The other slight concern is the pressure that comes with such a price tag. Taking a look at some previous Premier League signings in the same price region as Özil's (Torres, Robinho, Veron), we are reminded that not all of them are successful. A cynic would also say that after failing in their attempted pursuits of stars like Rooney, Higuain and Suarez, when Bale's transfer freed up Madrid's other attackers Arsenal resorted to taking whichever big-name player they could get. However, the last time Arsenal smashed their transfer record by paying for an established European superstar (Dennis Bergkamp in 1995),  he went on to become one of the club's greatest ever players. Besides, it feels great to finally have a buzz of excitement back at the Emirates.

Özil is the third German international in as many years to join the Gunners, linking up with Per Mertesacker and Lukas Podolski as well as youth players Thomas Eisfeld, Serge Gnabry and Gedion Zelalem. The German football team are currently ranked second only to Spain in the world, having reached the semi-finals of both the World Cup in 2010 and Euro 2012. 

It is easy to draw comparisons to Arsène's recruitment of French internationals during the late nineties, when Arsenal players featured heavily in the teams that won both the World Cup in 1998 and the Euros in 2000. Wenger grew up in the Alsace region in France and was interested in football clubs on the German side of the border just as much as on the French. Perhaps he is remembering his Germanic roots at just the right time.

With all this money flying around, I took the time to compile an alternative Premier League table, showing where each club would finish this season if money spent was all that counted.

As you can see, Spurs would have been runaway winners, though if you subtracted money received to find their net spend, they would be rock bottom. The table does show that even after the Özil transfer, aside from United, Arsenal are still the most frugal of the six big clubs. The squad's lack of depth is worryingly highlighted by the fact that only United, Southampton and Newcastle have signed fewer players than us.

I think realistically what the table suggests is that unless United sign big in January, City and Chelsea will almost certainly get the better of them this time around. After that, it looks as though Arsenal will have an equally large challenge fending off Spurs and Liverpool in the fight for the Champions League spots.

The table conceals the fact that Everton will also be stronger after their deadline day loan acquisitions of Gareth Barry and Romelu Lukaku. What is clear however is that Newcastle are extremely unlikely to replicate the scare they gave the top four two seasons ago.

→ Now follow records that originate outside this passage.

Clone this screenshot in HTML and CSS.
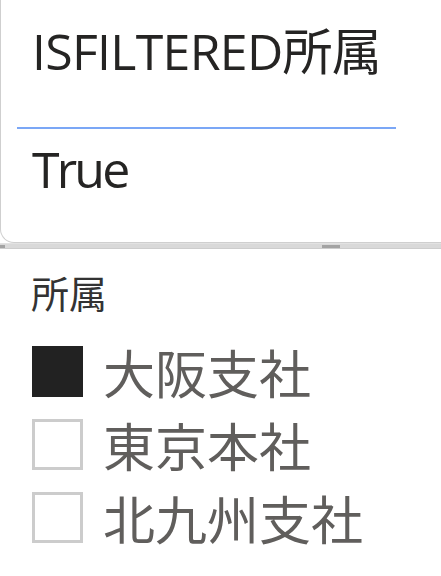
FILE: index.html
```html
<!DOCTYPE html>
<html lang="ja">
<head>
<meta charset="utf-8">
<link rel="stylesheet" href="styles.css">
</head>
<body>
<div class="card">
  <div class="card-title">ISFILTERED所属</div>
  <div class="card-divider"></div>
  <div class="card-value">True</div>
</div>
<div class="separator">
  <span class="grip grip-left"></span>
  <span class="grip grip-mid"></span>
</div>
<div class="slicer">
  <div class="slicer-title">所属</div>
  <ul class="options">
    <li class="option"><span class="box checked"></span><span class="label">大阪支社</span></li>
    <li class="option"><span class="box"></span><span class="label">東京本社</span></li>
    <li class="option"><span class="box"></span><span class="label">北九州支社</span></li>
  </ul>
</div>
</body>
</html>
```

FILE: styles.css
```css
html, body {
  margin: 0;
  padding: 0;
  background: #ffffff;
  overflow: hidden;
}
body {
  width: 441px;
  height: 576px;
  font-family: "Open Sans", "Noto Sans CJK JP", sans-serif;
}
.card {
  height: 243px;
  box-sizing: border-box;
  border-left: 1px solid #cfcfcf;
  border-bottom: 1px solid #cfcfcf;
  border-bottom-left-radius: 14px;
  padding-top: 17px;
  color: #252423;
}
.card-title {
  font-size: 50px;
  line-height: 68px;
  padding-left: 31px;
  letter-spacing: -0.7px;
  white-space: nowrap;
}
.card-title, .card-value {
  font-family: "Open Sans", "Noto Sans CJK JP", sans-serif;
}
.card-divider {
  margin-top: 42px;
  margin-left: 16px;
  width: 379px;
  height: 2px;
  background: #7ba7f6;
}
.card-value {
  margin-top: 6px;
  font-size: 50px;
  line-height: 68px;
  padding-left: 31px;
  letter-spacing: -2.8px;
}
.separator {
  position: relative;
  height: 6px;
  box-sizing: border-box;
  border-top: 1px solid #e2e2e2;
  background: #d9d9d9;
  border-bottom: 1px solid #cdcdcd;
}
.grip {
  position: absolute;
  top: 1px;
  height: 3px;
  background: #a3a3a3;
}
.grip-left { left: 0; width: 5px; }
.grip-mid { left: 322px; width: 18px; }
.slicer {
  padding-top: 24px;
  padding-left: 31px;
  font-family: "Noto Sans CJK JP", sans-serif;
}
.slicer-title {
  font-size: 38px;
  line-height: 38px;
  color: #333333;
}
.options {
  list-style: none;
  margin: 35px 0 0;
  padding: 0 0 0 1px;
  display: flex;
  flex-direction: column;
  gap: 22px;
}
.option {
  display: flex;
  align-items: center;
  height: 51px;
  gap: 20px;
}
.box {
  width: 51px;
  height: 51px;
  box-sizing: border-box;
  border: 3px solid #cccccc;
  background: #ffffff;
  flex: none;
}
.box.checked {
  background: #222222;
  border-color: #222222;
}
.label {
  font-size: 52px;
  line-height: 52px;
  padding-top: 1px;
  color: #605e5c;
  white-space: nowrap;
}
```
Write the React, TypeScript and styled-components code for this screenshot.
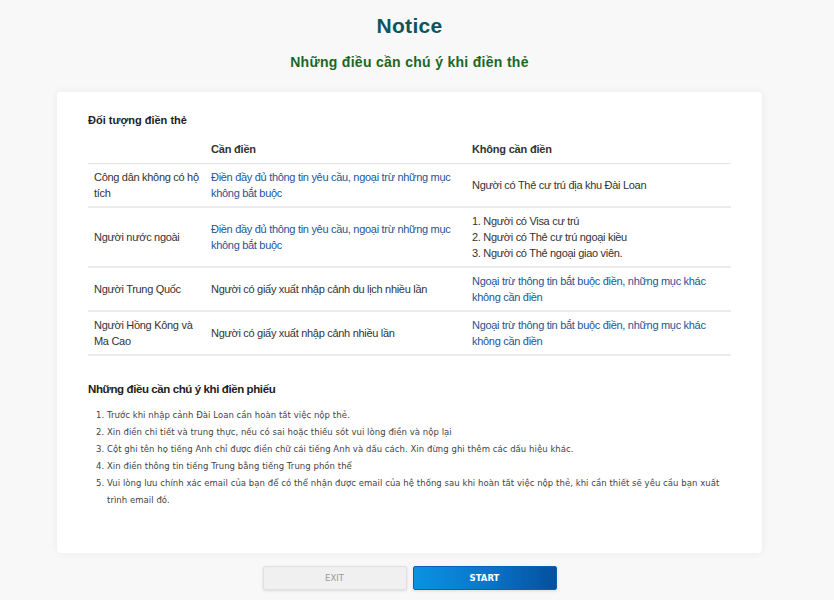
import React from "react";
import styled, { createGlobalStyle } from "styled-components";

const Global = createGlobalStyle`
  html, body { margin: 0; padding: 0; background: #f8f8f8; }
  body { font-family: "Liberation Sans", Arial, sans-serif; }
  * { box-sizing: border-box; }
`;

const Page = styled.div`
  width: 819px;
  display: flex;
  flex-direction: column;
  align-items: center;
  padding-top: 13px;
`;

const Title = styled.h1`
  margin: 0;
  font-size: 21px;
  line-height: 26px;
  font-weight: bold;
  color: #0d5360;
  letter-spacing: 0.3px;
`;

const Subtitle = styled.h2`
  margin: 14px 0 0;
  font-size: 14px;
  line-height: 18px;
  font-weight: bold;
  color: #1c6625;
  letter-spacing: 0.3px;
`;

const Card = styled.div`
  margin-top: 21px;
  width: 705px;
  background: #fff;
  border-radius: 4px;
  box-shadow: 0 0 10px rgba(0, 0, 0, 0.06);
  padding: 20px 30px 44px 31px;
`;

const SectionTitle = styled.div`
  font-size: 11px;
  line-height: 16px;
  font-weight: bold;
  color: #222;
  margin-bottom: 7px;
`;

const Table = styled.table`
  width: 643px;
  border-collapse: collapse;
  table-layout: fixed;
`;

const Th = styled.th<{ $w: number }>`
  width: ${(p) => p.$w}px;
  text-align: left;
  font-size: 11px;
  line-height: 16px;
  font-weight: bold;
  color: #333;
  letter-spacing: -0.2px;
  padding: 6px 2px 6px 6px;
  border-bottom: 1px solid #e3e3e3;
`;

const Row = styled.tr`
  border-bottom: 2px solid #ececec;
`;

const Td = styled.td<{ $blue?: boolean }>`
  font-size: 11px;
  line-height: 16px;
  letter-spacing: -0.3px;
  color: ${(p) => (p.$blue ? "#1d5597" : "#333")};
  padding: 5px 2px 5px 6px;
  vertical-align: middle;
`;

const NotesTitle = styled.div`
  margin-top: 25px;
  font-size: 11.5px;
  line-height: 16px;
  font-weight: bold;
  letter-spacing: -0.4px;
  color: #222;
`;

const NoteList = styled.ol`
  margin: 10px 0 0;
  padding-left: 19px;
  font-family: "DejaVu Sans", Verdana, sans-serif;
  font-size: 8.5px;
  line-height: 17px;
  color: #444;
  letter-spacing: 0.05px;
`;

const Buttons = styled.div`
  margin-top: 13px;
  display: flex;
  gap: 6px;
  padding-bottom: 9px;
`;

const Button = styled.button<{ $primary?: boolean }>`
  width: 144px;
  height: 24px;
  border-radius: 2px;
  font-family: "DejaVu Sans", Verdana, sans-serif;
  font-size: 8.5px;
  cursor: pointer;
  border: 1px solid ${(p) => (p.$primary ? "#0b62b0" : "#e0e0e0")};
  background: ${(p) =>
    p.$primary ? "linear-gradient(90deg, #0a92e0 0%, #0a76cc 50%, #04509e 100%)" : "#f0f0f0"};
  color: ${(p) => (p.$primary ? "#fff" : "#9a9a9a")};
  font-weight: ${(p) => (p.$primary ? "bold" : "normal")};
  box-shadow: 0 1px 3px rgba(0, 0, 0, 0.12);
`;

const rows: { who: string[]; need: string[]; needBlue: boolean; noNeed: string[]; noNeedBlue: boolean }[] = [
  {
    who: ["Công dân không có hộ tích"],
    need: ["Điền đầy đủ thông tin yêu cầu, ngoại trừ những mục không bắt buộc"],
    needBlue: true,
    noNeed: ["Người có Thẻ cư trú địa khu Đài Loan"],
    noNeedBlue: false,
  },
  {
    who: ["Người nước ngoài"],
    need: ["Điền đầy đủ thông tin yêu cầu, ngoại trừ những mục không bắt buộc"],
    needBlue: true,
    noNeed: ["1. Người có Visa cư trú", "2. Người có Thẻ cư trú ngoại kiều", "3. Người có Thẻ ngoại giao viên."],
    noNeedBlue: false,
  },
  {
    who: ["Người Trung Quốc"],
    need: ["Người có giấy xuất nhập cảnh du lịch nhiều lần"],
    needBlue: false,
    noNeed: ["Ngoại trừ thông tin bắt buộc điền, những mục khác không cần điền"],
    noNeedBlue: true,
  },
  {
    who: ["Người Hồng Kông và Ma Cao"],
    need: ["Người có giấy xuất nhập cảnh nhiều lần"],
    needBlue: false,
    noNeed: ["Ngoại trừ thông tin bắt buộc điền, những mục khác không cần điền"],
    noNeedBlue: true,
  },
];

const notes = [
  "Trước khi nhập cảnh Đài Loan cần hoàn tất việc nộp thẻ.",
  "Xin điền chi tiết và trung thực, nếu có sai hoặc thiếu sót vui lòng điền và nộp lại",
  "Cột ghi tên họ tiếng Anh chỉ được điền chữ cái tiếng Anh và dấu cách. Xin đừng ghi thêm các dấu hiệu khác.",
  "Xin điền thông tin tiếng Trung bằng tiếng Trung phồn thể",
  "Vui lòng lưu chính xác email của bạn để có thể nhận được email của hệ thống sau khi hoàn tất việc nộp thẻ, khi cần thiết sẽ yêu cầu bạn xuất trình email đó.",
];

const Lines = ({ lines }: { lines: string[] }) => (
  <>
    {lines.map((l, i) => (
      <div key={i}>{l}</div>
    ))}
  </>
);

export default function App() {
  return (
    <>
      <Global />
      <Page>
        <Title>Notice</Title>
        <Subtitle>Những điều cần chú ý khi điền thẻ</Subtitle>
        <Card>
          <SectionTitle>Đối tượng điền thẻ</SectionTitle>
          <Table>
            <thead>
              <tr>
                <Th $w={117}></Th>
                <Th $w={261}>Cần điền</Th>
                <Th $w={265}>Không cần điền</Th>
              </tr>
            </thead>
            <tbody>
              {rows.map((r, i) => (
                <Row key={i}>
                  <Td>
                    <Lines lines={r.who} />
                  </Td>
                  <Td $blue={r.needBlue}>
                    <Lines lines={r.need} />
                  </Td>
                  <Td $blue={r.noNeedBlue}>
                    <Lines lines={r.noNeed} />
                  </Td>
                </Row>
              ))}
            </tbody>
          </Table>
          <NotesTitle>Những điều cần chú ý khi điền phiếu</NotesTitle>
          <NoteList>
            {notes.map((n, i) => (
              <li key={i}>{n}</li>
            ))}
          </NoteList>
        </Card>
        <Buttons>
          <Button>EXIT</Button>
          <Button $primary>START</Button>
        </Buttons>
      </Page>
    </>
  );
}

It remains to be seen how much of a bearing money will really have on the season's outcome. The Gunners should take confidence from the fact that although Liverpool and Spurs have made good signings this summer, they will need time to gel, whilst the Arsenal squad should be one of the most stable in the league. In fact if we hit the ground running after the international break and make one or two signings in January, I can see Arsenal pushing their way back into the top three this year.

Welcome to Arsenal, Mesut. You're gonna love it here.